Last October, Johnson Matthey opened a new engineering center in India, which will focus on technologies for hydrogen, sustainable fuels, sustainable methanol, and specialty chemicals.
Also in India, one of the biggest refiners, Bharat Petroleum Corporation Ltd (BPCL), plans to invest as much as $11 billion in a new refining and petrochemical complex with an ethylene cracker with a capacity of at least 9 million metric tons per year in the southern state of Andhra Pradesh.
BPCL and other Indian refiners are looking to boost their crude processing and petrochemicals capacity to meet growing demand in the world’s third-largest crude oil importer.
Thanks to the new refinery in Andhra Pradesh, BPCL looks to hike its petrochemicals production to account for over 40% of its portfolio, up from about 2%-3% now, the company’s director of refineries, Sanjay Khanna, told Reuters.

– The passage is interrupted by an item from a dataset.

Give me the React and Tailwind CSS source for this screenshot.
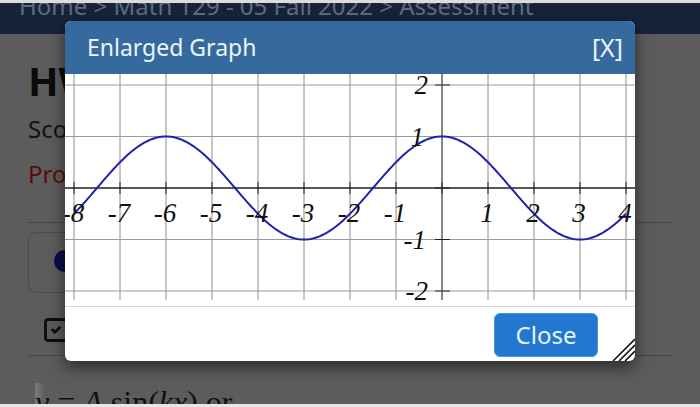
import { SquareCheck } from "lucide-react";

const GRAPH_W = 570;
const GRAPH_H = 231;
const X0 = 377;
const Y0 = 114;
const UX = 46;
const UY = 51.5;

const px = (x) => X0 + x * UX;
const py = (y) => Y0 - y * UY;

const xs = [-8, -7, -6, -5, -4, -3, -2, -1, 0, 1, 2, 3, 4];
const ys = [2, 1, 0, -1, -2];

const curve = Array.from({ length: 241 }, (_, i) => {
  const x = -8 + (i * 12) / 240;
  return `${px(x).toFixed(1)},${py(Math.cos((Math.PI * x) / 3)).toFixed(1)}`;
}).join(" ");

function Graph() {
  return (
    <svg width={GRAPH_W} height={GRAPH_H} className="block overflow-visible">
      {xs.map((x) => (
        <line
          key={`v${x}`}
          x1={px(x)}
          x2={px(x)}
          y1={0}
          y2={226}
          stroke={x === 0 ? "#111" : "#8c8c8c"}
          strokeWidth={1}
        />
      ))}
      {ys.map((y) => (
        <line
          key={`h${y}`}
          x1={0}
          x2={GRAPH_W}
          y1={py(y)}
          y2={py(y)}
          stroke={y === 0 ? "#222" : "#9a9a9a"}
          strokeWidth={y === 0 ? 1.3 : 1}
        />
      ))}
      {xs.map((x) => (
        <line key={`tx${x}`} x1={px(x)} x2={px(x)} y1={Y0 - 6} y2={Y0 + 6} stroke="#222" />
      ))}
      {ys.map((y) => (
        <line key={`ty${y}`} x1={X0 - 7} x2={X0 + 8} y1={py(y)} y2={py(y)} stroke="#222" />
      ))}
      <polyline points={curve} fill="none" stroke="#2020aa" strokeWidth={2} />
      <g fontFamily='"Liberation Serif", serif' fontStyle="italic" fontSize={27} fill="#111">
        {xs
          .filter((x) => x !== 0)
          .map((x) => (
            <text key={`lx${x}`} x={px(x) - 1} y={148} textAnchor="middle">
              {x < 0 ? `-${-x}` : x}
            </text>
          ))}
        <text x={363} y={20} textAnchor="end">2</text>
        <text x={359} y={72} textAnchor="end">1</text>
        <text x={361} y={175} textAnchor="end">-1</text>
        <text x={363} y={226} textAnchor="end">-2</text>
      </g>
    </svg>
  );
}

function Dialog() {
  return (
    <div className="absolute left-[65px] top-[21px] w-[570px] h-[340px] bg-white rounded-md overflow-hidden shadow-[0_6px_16px_rgba(0,0,0,0.55)] flex flex-col">
      <div className="h-[53px] bg-[#366a9e] flex items-center justify-between pl-[22px] pr-[12px] text-[#eaf4fb]">
        <span className="text-[23px] leading-none">Enlarged Graph</span>
        <span className="text-[25px] leading-none">[X]</span>
      </div>
      <div className="h-[232px] overflow-hidden">
        <Graph />
      </div>
      <div className="flex-1 border-t border-[#d6d6d6] flex justify-end items-start pt-[6px] pr-[37px] relative">
        <button className="w-[104px] h-[44px] rounded-md bg-[#2277d1] border border-[#4f95dc] text-[#eaf4fd] text-[24px] leading-none">
          Close
        </button>
        <svg width="24" height="24" className="absolute right-0 bottom-0">
          <line x1="24" y1="2" x2="2" y2="24" stroke="#111" strokeWidth="1.6" />
          <line x1="24" y1="8" x2="8" y2="24" stroke="#111" strokeWidth="1.6" />
          <line x1="24" y1="14" x2="14" y2="24" stroke="#111" strokeWidth="1.6" />
        </svg>
      </div>
    </div>
  );
}

export default function App() {
  return (
    <div className="relative w-[700px] h-[407px] overflow-hidden bg-[#5c5c5c] flex flex-col font-['Noto_Sans',sans-serif]">
      <div className="h-[3px] bg-[#dcdcdc]" />
      <div className="h-[31px] bg-[#17233a] overflow-hidden pl-[19px]">
        <div className="text-[24px] leading-[24px] -mt-[9px] text-[#5f6b7e] whitespace-nowrap">
          Home &gt; Math 129 - 05 Fall 2022 &gt; Assessment
        </div>
      </div>

      <main className="flex-1 overflow-hidden px-[28px]">
        <h1 className="mt-[27px] text-[40px] leading-[40px] font-bold text-[#0b0b0b]">HW 5.6</h1>
        <p className="mt-[16px] text-[24px] leading-[24px] text-[#121212]">Score: 8/10</p>
        <p className="mt-[21px] text-[24px] leading-[24px] text-[#5a0c0c]">Progress saved</p>
        <hr className="mt-[36px] border-[#474747]" />
        <div className="mt-[9px] h-[61px] w-[560px] rounded-lg border border-[#4a4a4a] pl-[25px] pt-[17px]">
          <div className="w-[22px] h-[22px] rounded-full bg-[#0c0c4a]" />
        </div>
        <div className="mt-[23px] pl-[14px] h-[27px]">
          <SquareCheck size={28} strokeWidth={2.4} className="text-[#0d0d0d]" />
        </div>
        <hr className="mt-[12px] border-[#474747]" />
        <div className="mt-[27px] flex items-start">
          <div className="w-[10px] h-[24px] ml-[7px] bg-gradient-to-r from-[#7a7a7a] to-[#5c5c5c]" />
          <span className="mt-[3px] -ml-[10px] text-[32px] leading-[32px] text-[#101010] whitespace-nowrap font-['Liberation_Serif',serif]">
            <i>y</i> = <i>A</i> sin(<i>kx</i>) or
          </span>
        </div>
      </main>
      <div className="h-[3px] bg-[#e6e6e6]" />

      <Dialog />
    </div>
  );
}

Outside India, refiners have raised biofuel output. At some of the biggest U.S. refiners, renewable diesel made profits in the fourth quarter and helped them beat analyst estimates despite plunging refining margins for conventional road fuels such as gasoline and diesel.
Resilient refining throughput and increased earnings in the renewable diesel division helped Valero Energy post an earnings beat for Q4, while Marathon Petroleum Corp reported higher-than-expected earnings, driven by stronger performance in the midstream and renewable diesel divisions.